Revenue quality analysis ultimately answers one question: can this growth continue without driving the company into the ground?

We’ve seen countless companies grow to $50M or $100M ARR on the back of negative unit economics, terrible customer fit, and unsustainable sales and marketing spend. The revenue is real in the sense that it shows up in the financial statements. It’s not real in the sense that it represents a durable, profitable business.

The test is simple. Model the business forward 24 months assuming current cohort economics, current churn rates, and current CAC payback periods. Don’t assume things will magically improve. Don’t model scale efficiencies that haven’t shown up yet. Just run the math on what’s actually happening.

If the model shows cash flow positive within 18 months at current burn, the revenue is probably real.
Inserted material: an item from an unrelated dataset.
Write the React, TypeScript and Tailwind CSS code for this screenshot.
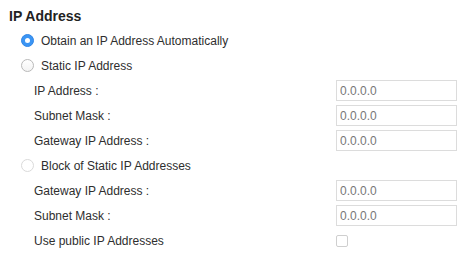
import { useState } from "react";

type Mode = "auto" | "static" | "block";

function Radio({ checked, faded, onClick }: { checked: boolean; faded?: boolean; onClick: () => void }) {
  return (
    <button
      type="button"
      onClick={onClick}
      className={`flex items-center justify-center w-[13px] h-[13px] rounded-full shrink-0 ${
        checked
          ? "bg-[#3b95f4] border border-[#3186e6]"
          : faded
          ? "bg-white border border-[#dadada]"
          : "bg-gradient-to-b from-white to-[#f3f3f3] border border-[#b9b9b9]"
      }`}
    >
      {checked && <span className="w-[5px] h-[5px] rounded-full bg-white" />}
    </button>
  );
}

function Field({ label, value }: { label: string; value: string }) {
  return (
    <div className="flex items-center h-[25px]">
      <span className="w-[302px]">{label}</span>
      <input
        readOnly
        value={value}
        className="w-[121px] h-[21px] border border-[#dcdcdc] bg-white px-[3px] text-[12px] text-[#777] outline-none"
      />
    </div>
  );
}

export default function App() {
  const [mode, setMode] = useState<Mode>("auto");
  const [usePublic, setUsePublic] = useState(false);

  return (
    <div
      className="w-[465px] h-[265px] bg-white text-[#2e2e2e] text-[12px] pt-[8px]"
      style={{ fontFamily: '"Liberation Sans", Arial, sans-serif' }}
    >
      <h1 className="pl-[9px] text-[14px] leading-[17px] font-bold text-[#222] mb-[3px]">IP Address</h1>

      <div className="flex items-center h-[25px] pl-[21px] gap-[7px]">
        <Radio checked={mode === "auto"} onClick={() => setMode("auto")} />
        <span>Obtain an IP Address Automatically</span>
      </div>

      <div className="flex items-center h-[25px] pl-[21px] gap-[7px]">
        <Radio checked={mode === "static"} onClick={() => setMode("static")} />
        <span>Static IP Address</span>
      </div>

      {/* static fields */}
      <div className="pl-[34px]">
        <Field label="IP Address :" value="0.0.0.0" />
        <Field label="Subnet Mask :" value="0.0.0.0" />
        <Field label="Gateway IP Address :" value="0.0.0.0" />
      </div>

      <div className="flex items-center h-[25px] pl-[21px] gap-[7px]">
        <Radio checked={mode === "block"} faded onClick={() => setMode("block")} />
        <span>Block of Static IP Addresses</span>
      </div>

      {/* block fields */}
      <div className="pl-[34px]">
        <Field label="Gateway IP Address :" value="0.0.0.0" />
        <Field label="Subnet Mask :" value="0.0.0.0" />
        <div className="flex items-center h-[25px]">
          <span className="w-[302px]">Use public IP Addresses</span>
          <button
            type="button"
            onClick={() => setUsePublic(!usePublic)}
            className="w-[12px] h-[12px] border border-[#cfcfcf] rounded-[2px] bg-white"
          >
            {usePublic && <span className="block w-full h-full bg-[#3b95f4]" />}
          </button>
        </div>
      </div>
    </div>
  );
}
If it shows the company needs to raise $30M in the next year to keep growing at the same rate, the revenue is expensive.

What We Do With This

When we run full revenue quality due diligence, we’re not trying to find reasons to kill deals. We’re trying to understand what we’re actually buying.

A company with 60% gross margins after adjustments, 18-month CAC payback, 90% GDR, and 110% NRR is a good business even if the reported metrics were inflated. A company with 80% reported gross margins that turn into 45% after adjustments, with CAC payback at 30 months and GDR at 78%, is uninvestable at any reasonable valuation.

The work matters because the difference between real growth and vanity metrics is the difference between building compounding value and lighting money on fire. And after a few hundred deals, you learn to see the difference in the first hour of diligence.

The companies that pass this scrutiny don’t fight the process. They have the data ready, they know their unit economics cold, and they’re proud to walk through the details. The companies that fail spend the whole time explaining why their business is special and why normal metrics don’t apply.

That’s usually all you need to know.